Implementation playbook (step-by-step in prose)
- Identify a single, high-impact automation use case that is repeatable and has measurable outcomes.
- Map the data sources and events needed and implement robust ingestion with deduplication and retries.
- Choose orchestration tooling that fits your team’s skill set — simpler queue-based flows for basic tasks, a workflow engine for complex stateful processes.
- Start with compact, fast models optimized for latency; profile real-world performance and iteratively upgrade models where ROI justifies cost.
- Instrument business KPIs and system signals in parallel; ensure you can trace outcomes back to inputs and model decisions.
- Establish safety nets: approval gates, throttles, and circuit breakers to prevent runaway automation.

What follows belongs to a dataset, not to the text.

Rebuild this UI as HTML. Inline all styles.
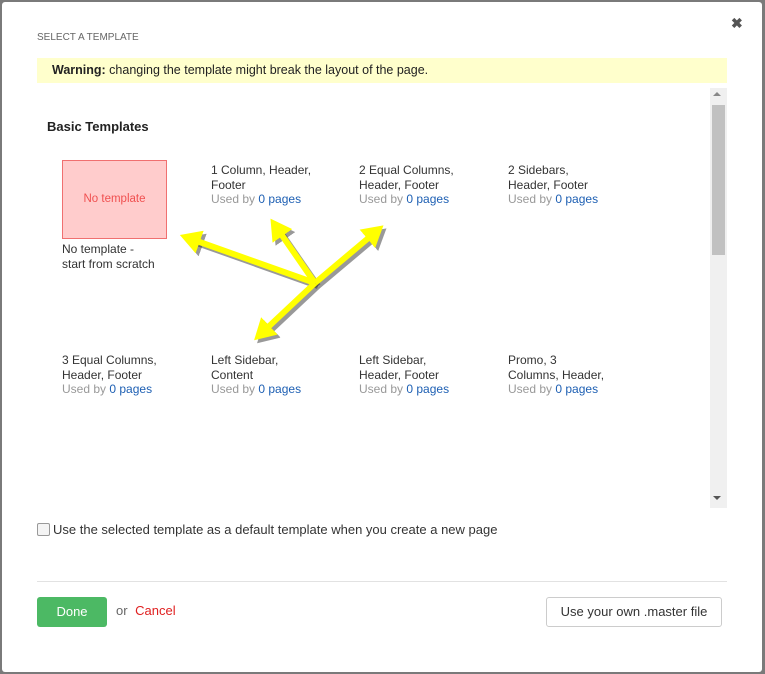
<!DOCTYPE html>
<html><head><style>
body{margin:0;width:765px;height:674px;background:#7a7a7a;font-family:"Liberation Sans",sans-serif;overflow:hidden;position:relative}
.dlg{position:absolute;left:2px;top:2px;width:760px;height:670px;background:#fff;border-radius:3px}
.a{position:absolute}
.t{font-size:12px;line-height:14.5px;color:#333}
.u{color:#999}
.l{color:#1d5fb3}
</style></head><body>
<div class="dlg"></div>
<div class="a" style="left:37px;top:32px;font-size:10px;color:#666">SELECT A TEMPLATE</div>
<div class="a" style="left:731px;top:15px;font-size:14px;font-weight:bold;color:#555">✖</div>
<div class="a" style="left:37px;top:58px;width:690px;height:25px;background:#ffffcc;font-size:12.5px;line-height:25px;color:#222"><span style="padding-left:15px"><b>Warning:</b> changing the template might break the layout of the page.</span></div>
<div class="a" style="left:710px;top:88px;width:17px;height:420px;background:#f0f0f0"></div>
<div class="a" style="left:712px;top:105px;width:13px;height:150px;background:#c1c1c1"></div>
<div class="a" style="left:713px;top:92px;width:0;height:0;border:4px solid transparent;border-bottom:4px solid #888;border-top:0"></div>
<div class="a" style="left:713px;top:496px;width:0;height:0;border:4px solid transparent;border-top:4px solid #555;border-bottom:0"></div>
<div class="a" style="left:47px;top:119px;font-size:13px;font-weight:bold;color:#222">Basic Templates</div>
<div class="a" style="left:62px;top:160px;width:103px;height:77px;background:#ffcccc;border:1px solid #f07070;color:#f05050;font-size:11.5px;text-align:center;line-height:77px">No template</div>
<div class="a t" style="left:62px;top:242px">No template -<br>start from scratch</div>
<div class="a t" style="left:211px;top:163px">1 Column, Header,<br>Footer<br><span class="u">Used by </span><span class="l">0 pages</span></div>
<div class="a t" style="left:359px;top:163px">2 Equal Columns,<br>Header, Footer<br><span class="u">Used by </span><span class="l">0 pages</span></div>
<div class="a t" style="left:508px;top:163px">2 Sidebars,<br>Header, Footer<br><span class="u">Used by </span><span class="l">0 pages</span></div>
<div class="a t" style="left:62px;top:353px">3 Equal Columns,<br>Header, Footer<br><span class="u">Used by </span><span class="l">0 pages</span></div>
<div class="a t" style="left:211px;top:353px">Left Sidebar,<br>Content<br><span class="u">Used by </span><span class="l">0 pages</span></div>
<div class="a t" style="left:359px;top:353px">Left Sidebar,<br>Header, Footer<br><span class="u">Used by </span><span class="l">0 pages</span></div>
<div class="a t" style="left:508px;top:353px">Promo, 3<br>Columns, Header,<br><span class="u">Used by </span><span class="l">0 pages</span></div>
<svg class="a" style="left:0;top:0" width="765" height="674">
<defs><marker id="h" markerWidth="4" markerHeight="4" refX="1" refY="2" orient="auto" markerUnits="strokeWidth"><path d="M0,0 L3.5,2 L0,4 Z" fill="#ffff00"/></marker>
<marker id="hs" markerWidth="4" markerHeight="4" refX="1" refY="2" orient="auto" markerUnits="strokeWidth"><path d="M0,0 L3.5,2 L0,4 Z" fill="#333" opacity=".5"/></marker></defs>
<g stroke="#333" stroke-opacity=".5" stroke-width="6" transform="translate(3,3)">
<line x1="315" y1="283" x2="194" y2="240" marker-end="url(#hs)"/><line x1="315" y1="283" x2="279" y2="231" marker-end="url(#hs)"/><line x1="315" y1="283" x2="372" y2="235" marker-end="url(#hs)"/><line x1="315" y1="283" x2="265" y2="330" marker-end="url(#hs)"/></g>
<g stroke="#ffff00" stroke-width="6">
<line x1="315" y1="283" x2="194" y2="240" marker-end="url(#h)"/><line x1="315" y1="283" x2="279" y2="231" marker-end="url(#h)"/><line x1="315" y1="283" x2="372" y2="235" marker-end="url(#h)"/><line x1="315" y1="283" x2="265" y2="330" marker-end="url(#h)"/></g>
</svg>
<div class="a" style="left:37px;top:523px;width:11px;height:11px;border:1px solid #999;border-radius:2px;background:#f4f4f4"></div>
<div class="a" style="left:53px;top:522px;font-size:13px;color:#333">Use the selected template as a default template when you create a new page</div>
<div class="a" style="left:37px;top:581px;width:690px;height:1px;background:#e2e2e2"></div>
<div class="a" style="left:37px;top:597px;width:70px;height:30px;background:#4cb964;border-radius:3px;color:#fff;font-size:13px;text-align:center;line-height:30px">Done</div>
<div class="a" style="left:116px;top:603px;font-size:13px;color:#666">or <span style="color:#e02020;margin-left:4px">Cancel</span></div>
<div class="a" style="left:546px;top:597px;width:174px;height:28px;border:1px solid #ccc;border-radius:3px;font-size:13px;color:#333;text-align:center;line-height:28px">Use your own .master file</div>
</body></html>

Risks and operational challenges
Common pitfalls include over-automation of edge cases, ignoring model drift, and underestimating scaling costs for media workloads. Video automation amplifies cost because frames and encoding add compute and storage needs. A realistic rollout plan includes cost modeling for spikes and continuous validation with new data.
Future outlook
Expect tighter integrations between agent frameworks and model marketplaces, richer tools for observability of semantic correctness, and more specialized hardware and pricing for mixed workflows (text-heavy vs media-heavy). As research continues to reduce inference latency and improve model robustness, tasks once considered impossible in real time will become routine.
Next Steps
If you are starting, pick one measurable workflow, run a short pilot with clear success criteria, and prioritize observability and human oversight. Engineers should benchmark latency and failure patterns early. Product teams must align on ROI and governance. Real-time automation is a systems challenge as much as an AI problem — treat it like both.